That may, or may not have been true. But spending 41 years writing about music, movies, art and culture, certainly beat having to actually work for a living.
To that end, “The worst movie is better than the best City Council meeting” was my work mantra, and going to films, concerts, art exhibitions that I really wanted to see, my reward.
Was is the operative word there for I’ve retired from the Journal Star.
There’s no way to summarize 44 years working at the Lincoln newspaper in one column. But my retirement does mark a historical end of sorts.
I’m the last pre-merger newsroom employee — I worked for the family-owned Lincoln Journal for four years before it was purchased by Lee Enterprises. And, I’m the last of the 1995 “original” Journal Star employees.
What I can do, for the last time in the Journal Star, is answer the questions I’ve most frequently been asked over the years: “What’s the best concert you’ve ever been to” and “what’s the best movie you’ve ever seen?”

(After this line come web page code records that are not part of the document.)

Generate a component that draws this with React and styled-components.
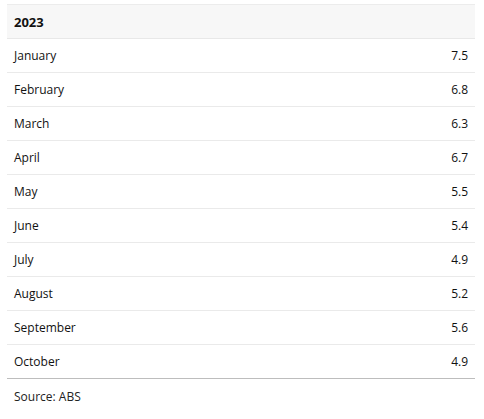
import React from 'react';
import styled, { createGlobalStyle } from 'styled-components';

const GlobalStyle = createGlobalStyle`
  body {
    margin: 0;
    background: #fff;
    font-family: "Open Sans", "DejaVu Sans", sans-serif;
    color: #111;
  }
`;

const Wrapper = styled.div`
  padding: 4px 9px 0 7px;
`;

const Table = styled.table`
  width: 100%;
  border-collapse: collapse;
  font-size: 12px;
  border-top: 1px solid #ececec;
  border-bottom: 1px solid #bdbdbd;
`;

const HeadCell = styled.th`
  background: #f7f7f7;
  text-align: left;
  font-weight: 700;
  font-size: 13px;
  height: 33px;
  padding: 0 7px;
  border-bottom: 1px solid #e8e8e8;
`;

const Row = styled.tr`
  border-bottom: ${(p) => (p.$last ? 'none' : '1px solid #eaeaea')};
`;

const Cell = styled.td`
  height: 33px;
  padding: 0 7px;
  text-align: ${(p) => (p.$num ? 'right' : 'left')};
`;

const Source = styled.div`
  font-size: 12px;
  padding: 9px 7px;
  color: #222;
`;

const data = [
  ['January', '7.5'],
  ['February', '6.8'],
  ['March', '6.3'],
  ['April', '6.7'],
  ['May', '5.5'],
  ['June', '5.4'],
  ['July', '4.9'],
  ['August', '5.2'],
  ['September', '5.6'],
  ['October', '4.9'],
];

export default function App() {
  return (
    <>
      <GlobalStyle />
      <Wrapper>
        <Table>
          <thead>
            <tr>
              <HeadCell colSpan={2}>2023</HeadCell>
            </tr>
          </thead>
          <tbody>
            {data.map(([month, value], i) => (
              <Row key={month} $last={i === data.length - 1}>
                <Cell>{month}</Cell>
                <Cell $num>{value}</Cell>
              </Row>
            ))}
          </tbody>
        </Table>
        <Source>Source: ABS</Source>
      </Wrapper>
    </>
  );
}
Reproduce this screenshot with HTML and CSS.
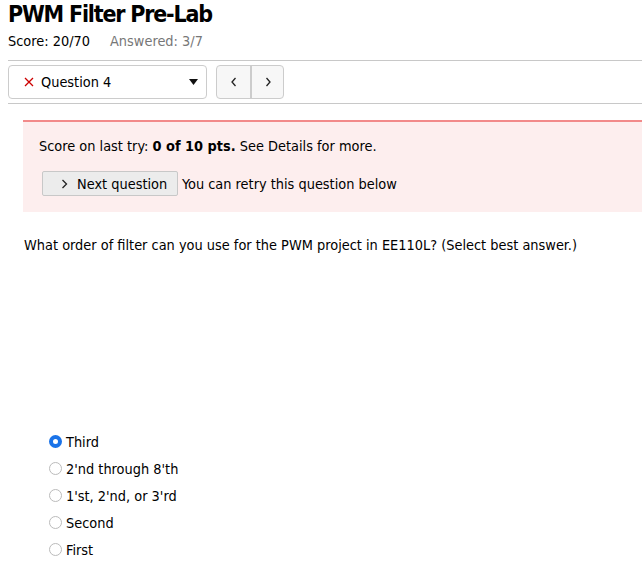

Both are impossible to answer — for many reasons, from faulty memory and nonexistent record-keeping to sheer volume. I’ve reviewed, at minimum, 4,000 movies and probably seen double that many shows/concerts/performances, etc.
But the most memorable show: that’s easy.
In 1985, I literally sat at the feet of Jerry Lee Lewis as he tore up the Saddle Club, a private establishment on the outskirts of Grand Island that had hired The Killer for a night.
Sitting on the floor a few feet from his piano, plugged into Jerry Lee’s pure rock ’n’ roll was exhilarating to say the least. And that proximity got me some “watch this” grins and gestures from the master entertainer, in what 40 years later, remains my most unforgettable show.
A very close second: the American Ballet Theatre’s 2018 presentation of “Firebird” with dance superstar Misty Copeland and the St. Louis Symphony at the Lied Center for Performing Arts.
As for Pinnacle Bank Arena, if I had to pick a most memorable concert, it would be Elton John’s 2013 show. From the fifth row directly in front of his piano, it was like watching Elton at the Zoo Bar.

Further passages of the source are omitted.